Synthesis and Characterization of New Metal-Organic Frameworks (MOFs) for Sensing and Catalysis Applications.

Abstract

Metal organic frameworks (MOFs) are an emerging class of porous materials that have earned a significant amount of attention due to their design flexibility from their building blocks of organic linkers and inorganic clusters. In order to enhance the performance and to develop novel applications using MOFs, we outline here the design and synthesis of new kind of MOFs using new type of linkers. From the proposed linkers, we will be able to prepare a set of new materials with unprecedented electrical, chemical, and topological properties for applications including sensing and catalysis. In our proposed research work, we aimed to synthesize new type of MOFs to be used in sensing and photocatalysis. To this end, a new series of Lanthanides Metal Organic Frameworks (LnMOFs) was synthesized via solvothermal reaction. The four new luminescent MOFs synthesized by mating LnNO3.6H2O where Ln is (La and Ce) cations with 1,5 dihydroxy-2,6-naphthalenedicarboxylic and 2,6-naphthalenedicarboxylic acid. In this project, AUBM-2(Ce) and AUBM-3(Ce) were selected for sensing the heavy toxic metals (Pb(II), Cr(IV), As(III), Cd(II), Hg(II)) and for paraquat. The hydroxyl-functionalized structures have shown to be promising luminescent sensory materials with high selectivity and sensitivity towards the detection of mercury.

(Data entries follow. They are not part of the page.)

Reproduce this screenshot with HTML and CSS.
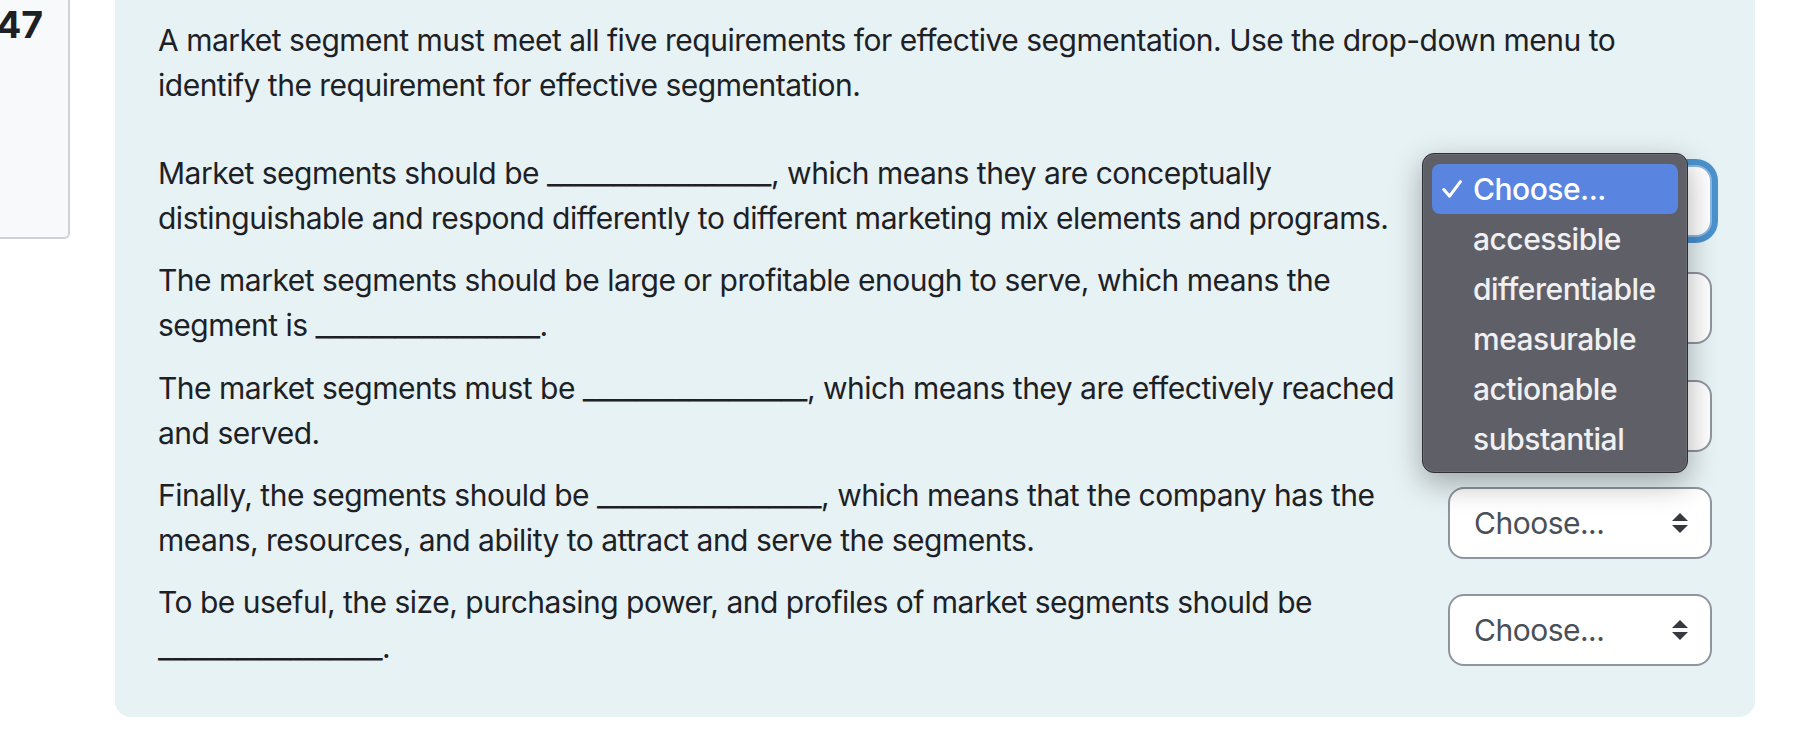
FILE: index.html
```html
<!DOCTYPE html>
<html lang="en">
<head>
<meta charset="utf-8">
<title>Question 47</title>
<link rel="stylesheet" href="styles.css">
</head>
<body>
<div class="page">
  <div class="info"><span class="qno">47</span></div>
  <div class="formulation">
    <p class="qtext">A market segment must meet all five requirements for effective segmentation. Use the drop-down menu to identify the requirement for effective segmentation.</p>
    <div class="answer">
      <div class="text">Market segments should be _________________, which means they are conceptually distinguishable and respond differently to different marketing mix elements and programs.</div>
      <div class="control">
        <div class="select focused">
          <span>Choose...</span>
          <svg class="arrow" width="16" height="20" viewBox="0 0 4 5"><path d="M2 0L0 2h4zm0 5L0 3h4z"/></svg>
        </div>
        <div class="menu">
          <div class="item selected">
            <span class="check"><svg width="20" height="18" viewBox="0 0 20 18"><path d="M1.8 9.6 L7.6 16.2 L18.4 1.6" fill="none" stroke="#fff" stroke-width="3" stroke-linecap="round" stroke-linejoin="round"/></svg></span>Choose...
          </div>
          <div class="item"><span class="check"></span>accessible</div>
          <div class="item"><span class="check"></span>differentiable</div>
          <div class="item"><span class="check"></span>measurable</div>
          <div class="item"><span class="check"></span>actionable</div>
          <div class="item"><span class="check"></span>substantial</div>
        </div>
      </div>

      <div class="text">The market segments should be large or profitable enough to serve, which means the segment is _________________.</div>
      <div class="control">
        <div class="select">
          <span>Choose...</span>
          <svg class="arrow" width="16" height="20" viewBox="0 0 4 5"><path d="M2 0L0 2h4zm0 5L0 3h4z"/></svg>
        </div>
      </div>

      <div class="text">The market segments must be _________________, which means they are effectively reached and served.</div>
      <div class="control">
        <div class="select">
          <span>Choose...</span>
          <svg class="arrow" width="16" height="20" viewBox="0 0 4 5"><path d="M2 0L0 2h4zm0 5L0 3h4z"/></svg>
        </div>
      </div>

      <div class="text">Finally, the segments should be _________________, which means that the company has the means, resources, and ability to attract and serve the segments.</div>
      <div class="control">
        <div class="select">
          <span>Choose...</span>
          <svg class="arrow" width="16" height="20" viewBox="0 0 4 5"><path d="M2 0L0 2h4zm0 5L0 3h4z"/></svg>
        </div>
      </div>

      <div class="text">To be useful, the size, purchasing power, and profiles of market segments should be _________________.</div>
      <div class="control">
        <div class="select">
          <span>Choose...</span>
          <svg class="arrow" width="16" height="20" viewBox="0 0 4 5"><path d="M2 0L0 2h4zm0 5L0 3h4z"/></svg>
        </div>
      </div>
    </div>
  </div>
</div>
</body>
</html>
```

FILE: styles.css
```css
html, body {
  margin: 0;
  padding: 0;
  background: #ffffff;
}

body {
  font-family: Inter, "Noto Sans", "Liberation Sans", sans-serif;
  color: #1d2125;
  letter-spacing: -0.5px;
}

.page {
  display: flex;
  align-items: flex-start;
  width: 1798px;
  height: 740px;
  overflow: hidden;
}

.info {
  flex: 0 0 70px;
  width: 70px;
  height: 239px;
  box-sizing: border-box;
  background: #f8f9fa;
  border-right: 2px solid #cfd3d8;
  border-bottom: 2px solid #cfd3d8;
  border-bottom-right-radius: 6px;
  padding-top: 2px;
  overflow: hidden;
}

.qno {
  display: block;
  margin-left: -4px;
  font-size: 37.5px;
  font-weight: 700;
  line-height: 45px;
  letter-spacing: 0;
  white-space: nowrap;
}

.formulation {
  flex: 0 0 1640px;
  width: 1640px;
  margin-left: 45px;
  box-sizing: border-box;
  background: #e7f2f5;
  border-radius: 0 0 16px 16px;
  padding: 18px 35px 47px 43px;
}

.qtext {
  margin: 0 0 43px 0;
  font-size: 30px;
  line-height: 45px;
}

.answer {
  display: grid;
  grid-template-columns: 1260px 264px;
  column-gap: 30px;
  row-gap: 17.25px;
  font-size: 30px;
  line-height: 45px;
}

.text {
  min-height: 90px;
}

.control {
  position: relative;
  padding-top: 14px;
}

.select {
  height: 72px;
  box-sizing: border-box;
  border: 2px solid #8f959e;
  border-radius: 16px;
  background: #ffffff;
  display: flex;
  align-items: center;
  justify-content: space-between;
  padding: 0 22px 0 24px;
  color: #495057;
  line-height: normal;
}

.select.focused {
  border-color: #8db7e2;
  box-shadow: 0 0 0 6px rgba(15, 108, 191, 0.72);
}

.arrow {
  display: block;
  fill: #343a40;
}

.menu {
  position: absolute;
  left: -26px;
  top: 2px;
  width: 266px;
  height: 320px;
  box-sizing: border-box;
  padding: 10px 9px;
  background: #5f6067;
  border: 1px solid #2f3034;
  border-radius: 12px;
  box-shadow: 0 10px 30px rgba(0, 0, 0, 0.32), inset 0 0 0 1px rgba(255, 255, 255, 0.08);
  z-index: 5;
}

.item {
  display: flex;
  align-items: center;
  height: 50px;
  padding-left: 10px;
  border-radius: 8px;
  color: #f0f0f2;
  font-size: 30px;
  font-weight: 500;
  line-height: 50px;
  letter-spacing: -0.5px;
  white-space: nowrap;
}

.item.selected {
  background: #5985e1;
  color: #ffffff;
}

.check {
  display: flex;
  align-items: center;
  width: 31px;
  flex: 0 0 31px;
}

.check svg {
  display: block;
}
```
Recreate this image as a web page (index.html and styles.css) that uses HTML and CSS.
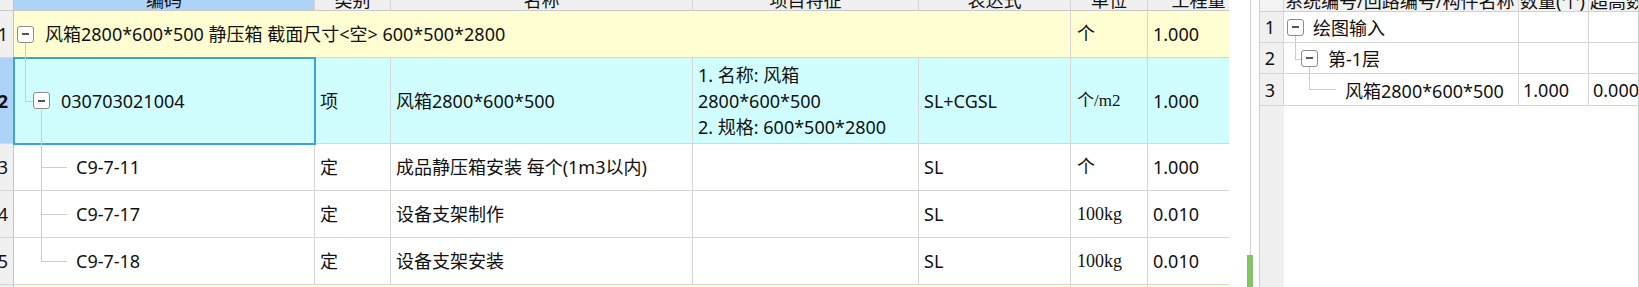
FILE: index.html
```html
<!DOCTYPE html>
<html lang="zh-CN">
<head>
    <meta charset="UTF-8">
    <title>清单定额</title>
    <link rel="stylesheet" href="styles.css">
</head>
<body>

<div class="screen">

    <!-- bill of quantities grid -->
    <div class="bill">
        <div class="bill-grid">
            <div class="hd rn-hd"></div>
            <div class="hd hd-sel"><span>编码</span></div>
            <div class="hd"><span>类别</span></div>
            <div class="hd"><span>名称</span></div>
            <div class="hd"><span>项目特征</span></div>
            <div class="hd"><span>表达式</span></div>
            <div class="hd"><span>单位</span></div>
            <div class="hd"><span>工程量</span></div>

            <div class="rn">1</div>
            <div class="cell code code-top yellow span5">
                <i class="ln ln-down"></i>
                <span class="tog"></span>风箱2800*600*500 静压箱 截面尺寸&lt;空&gt; 600*500*2800
            </div>
            <div class="cell unit yellow">个</div>
            <div class="cell yellow">1.000</div>

            <div class="rn rn-sel">2</div>
            <div class="cell code code-item cyan selected">
                <i class="ln ln-in"></i>
                <i class="ln ln-in-h"></i>
                <i class="ln ln-out"></i>
                <span class="tog"></span>030703021004
            </div>
            <div class="cell cyan">项</div>
            <div class="cell cyan">风箱2800*600*500</div>
            <div class="cell cyan"><div class="multi">1. 名称: 风箱<br>2800*600*500<br>2. 规格: 600*500*2800</div></div>
            <div class="cell cyan">SL+CGSL</div>
            <div class="cell unit cyan small">个/m2</div>
            <div class="cell cyan">1.000</div>

            <div class="rn">3</div>
            <div class="cell code code-leaf">
                <i class="ln ln-leaf"></i>
                <i class="ln ln-leaf-h"></i>
                C9-7-11
            </div>
            <div class="cell">定</div>
            <div class="cell">成品静压箱安装 每个(1m3以内)</div>
            <div class="cell"></div>
            <div class="cell">SL</div>
            <div class="cell unit">个</div>
            <div class="cell">1.000</div>

            <div class="rn">4</div>
            <div class="cell code code-leaf">
                <i class="ln ln-leaf"></i>
                <i class="ln ln-leaf-h"></i>
                C9-7-17
            </div>
            <div class="cell">定</div>
            <div class="cell">设备支架制作</div>
            <div class="cell"></div>
            <div class="cell">SL</div>
            <div class="cell unit">100kg</div>
            <div class="cell">0.010</div>

            <div class="rn">5</div>
            <div class="cell code code-leaf">
                <i class="ln ln-leaf ln-last"></i>
                <i class="ln ln-leaf-h"></i>
                C9-7-18
            </div>
            <div class="cell">定</div>
            <div class="cell">设备支架安装</div>
            <div class="cell"></div>
            <div class="cell">SL</div>
            <div class="cell unit">100kg</div>
            <div class="cell">0.010</div>

            <div class="rn">6</div>
            <div class="cell yellow span5"></div>
            <div class="cell yellow"></div>
            <div class="cell yellow"></div>
        </div>
    </div>

    <!-- splitter -->
    <div class="splitter">
        <div class="split-line"></div>
        <div class="split-mark"></div>
    </div>

    <!-- drawing input tree -->
    <div class="tree-panel">
        <div class="tree-grid">
            <div class="thd"></div>
            <div class="thd"><span>系统编号/回路编号/构件名称</span></div>
            <div class="thd"><span>数量(个)</span></div>
            <div class="thd"><span>超高数量</span></div>

            <div class="trn">1</div>
            <div class="tcell tnode lvl1">
                <i class="ln t-down1"></i>
                <span class="tog"></span>绘图输入
            </div>
            <div class="tcell"></div>
            <div class="tcell"></div>

            <div class="trn">2</div>
            <div class="tcell tnode lvl2">
                <i class="ln t-in2"></i>
                <i class="ln t-in2-h"></i>
                <i class="ln t-down2"></i>
                <span class="tog"></span>第-1层
            </div>
            <div class="tcell"></div>
            <div class="tcell"></div>

            <div class="trn">3</div>
            <div class="tcell tnode lvl3">
                <i class="ln t-in3"></i>
                <i class="ln t-in3-h"></i>
                风箱2800*600*500
            </div>
            <div class="tcell">1.000</div>
            <div class="tcell">0.000</div>

            <div class="trn trn-fill"></div>
            <div class="tfill"></div>
        </div>
    </div>

</div>

</body>
</html>
```

FILE: styles.css
```css
* {
    box-sizing: border-box;
}
body {
    margin: 0;
    background: #fff;
    font-family: "Noto Sans", "Noto Sans CJK SC", sans-serif;
    font-size: 18px;
    color: #111;
    overflow: hidden;
}
.screen {
    display: flex;
    width: 1639px;
    height: 287px;
    overflow: hidden;
}

/* ---- left grid ---- */
.bill {
    width: 1229px;
    flex: none;
    overflow: hidden;
}
.bill-grid {
    display: grid;
    grid-template-columns: 14px 301px 76px 302px 226px 152px 77px 102px;
    grid-template-rows: 11px 47px 86px 47px 47px 47px 20px;
}
.hd {
    background: #f0f0f0;
    border-right: 1px solid #d4d4d4;
    border-bottom: 1px solid #c8c8c8;
    overflow: hidden;
    text-align: center;
    white-space: nowrap;
}
.hd span {
    display: block;
    line-height: 20px;
    margin-top: -10px;
}
.hd-sel {
    background: #aed3f7;
}
.rn-hd {
    border-right-color: #c4c4c4;
}
.rn {
    background: #f0f0f0;
    border-right: 1px solid #c4c4c4;
    border-bottom: 1px solid #d6d6d6;
    display: flex;
    align-items: center;
    justify-content: flex-end;
    padding-right: 5px;
    overflow: hidden;
    white-space: nowrap;
}
.rn-sel {
    background: #aed3f7;
    font-weight: bold;
}
.cell {
    border-right: 1px solid #d6d6d6;
    border-bottom: 1px solid #d6d6d6;
    padding-left: 5px;
    display: flex;
    align-items: center;
    white-space: nowrap;
    overflow: hidden;
    line-height: 24px;
}
.span5 {
    grid-column: span 5;
}
.yellow {
    background: #fefed2;
}
.cyan {
    background: #d0feff;
}
.selected {
    position: relative;
    z-index: 2;
    overflow: visible;
    outline: 2px solid #3ba3d8;
    outline-offset: -1px;
}
.multi {
    line-height: 26px;
}
.unit {
    font-family: "Liberation Serif", "Noto Sans CJK SC", serif;
    font-size: 18px;
    padding-left: 6px;
}
.unit.small {
    font-size: 17px;
}

/* tree column */
.code {
    position: relative;
}
.code-top {
    padding-left: 3px;
}
.code-item {
    padding-left: 19px;
}
.code-leaf {
    padding-left: 62px;
}
.tog {
    width: 17px;
    height: 17px;
    flex: none;
    border: 1px solid #8c8c8c;
    border-radius: 3px;
    background: #fff;
    display: flex;
    align-items: center;
    justify-content: center;
    margin-right: 11px;
    position: relative;
    z-index: 1;
}
.tog::before {
    content: "";
    width: 7px;
    height: 2px;
    background: #555;
}
.ln {
    position: absolute;
    background: #cccccc;
}
.ln-down {
    left: 11px;
    top: 31px;
    bottom: -1px;
    width: 1px;
}
.ln-in {
    left: 11px;
    top: -2px;
    height: 45px;
    width: 1px;
}
.ln-in-h {
    left: 11px;
    top: 43px;
    width: 8px;
    height: 1px;
}
.ln-out {
    left: 27px;
    top: 52px;
    bottom: -2px;
    width: 1px;
}
.ln-leaf {
    left: 27px;
    top: 0;
    bottom: -1px;
    width: 1px;
}
.ln-leaf.ln-last {
    bottom: auto;
    height: 24px;
}
.ln-leaf-h {
    left: 27px;
    top: 23px;
    width: 26px;
    height: 1px;
}

/* ---- splitter ---- */
.splitter {
    width: 30px;
    flex: none;
    position: relative;
    padding-left: 21px;
}
.split-line {
    width: 1px;
    height: 100%;
    background: #cfcfcf;
}
.split-mark {
    position: absolute;
    left: 18px;
    bottom: 0;
    width: 6px;
    height: 32px;
    background: #84c462;
}

/* ---- right tree grid ---- */
.tree-panel {
    width: 380px;
    flex: none;
    border-left: 1px solid #cfcfcf;
    border-right: 1px solid #cfcfcf;
    overflow: hidden;
}
.tree-grid {
    display: grid;
    grid-template-columns: 24px 235px 70px 100px;
    grid-template-rows: 12px 31px 31px 32px 1fr;
    height: 287px;
}
.thd {
    background: #f3f3f3;
    border-right: 1px solid #d6d6d6;
    border-bottom: 1px solid #d0d0d0;
    overflow: hidden;
    white-space: nowrap;
    padding-left: 1px;
}
.thd span {
    display: block;
    line-height: 20px;
    margin-top: -9px;
}
.trn {
    background: #f0f0f0;
    border-right: 1px solid #d6d6d6;
    border-bottom: 1px solid #d6d6d6;
    display: flex;
    align-items: center;
    justify-content: center;
    padding-right: 3px;
}
.trn-fill {
    border-bottom: none;
    border-right: none;
}
.tcell {
    border-right: 1px solid #d6d6d6;
    border-bottom: 1px solid #d6d6d6;
    display: flex;
    align-items: center;
    padding-left: 4px;
    white-space: nowrap;
    overflow: hidden;
}
.tfill {
    grid-column: span 3;
}
.tnode {
    position: relative;
}
.tnode .tog {
    margin-right: 9px;
}
.lvl1 {
    padding-left: 3px;
}
.lvl2 {
    padding-left: 17px;
}
.lvl2 .tog {
    margin-right: 10px;
}
.lvl3 {
    padding-left: 61px;
}
.t-down1 {
    left: 11px;
    top: 23px;
    bottom: -1px;
    width: 1px;
}
.t-in2 {
    left: 11px;
    top: 0;
    height: 16px;
    width: 1px;
}
.t-in2-h {
    left: 11px;
    top: 16px;
    width: 6px;
    height: 1px;
}
.t-down2 {
    left: 25px;
    top: 23px;
    bottom: -1px;
    width: 1px;
}
.t-in3 {
    left: 25px;
    top: 0;
    height: 15px;
    width: 1px;
}
.t-in3-h {
    left: 25px;
    top: 15px;
    width: 27px;
    height: 1px;
}
```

In a second part of our research work, our focus was on the development of new MOFs for photocatalysis applications. We report the successful incorporation of the photo-active bis(4̍-(4-carboxyphenyl)-terpyridine)Ruthenium(II) (Ru(cptpy)2 strut into a robust metal organic framework, AUBM-4. The single crystal X-ray analysis revealed the formation of a new one-dimensional structure of Ru(cptpy)2 complexes linked together by Zr atoms that are eight coordinated with O atoms. The chemically stable MOF structure was employed as an efficient photocatalyst for carbon dioxide conversion to formate under visible light irradiation. To the best of our knowledge, the obtained conversion rate was among the highest reported in the literature for similar systems. Our strategy of using the Ru(cptpy)2 complex as a linker to construct the MOF catalyst appears to be very promising in artificial photosynthesis.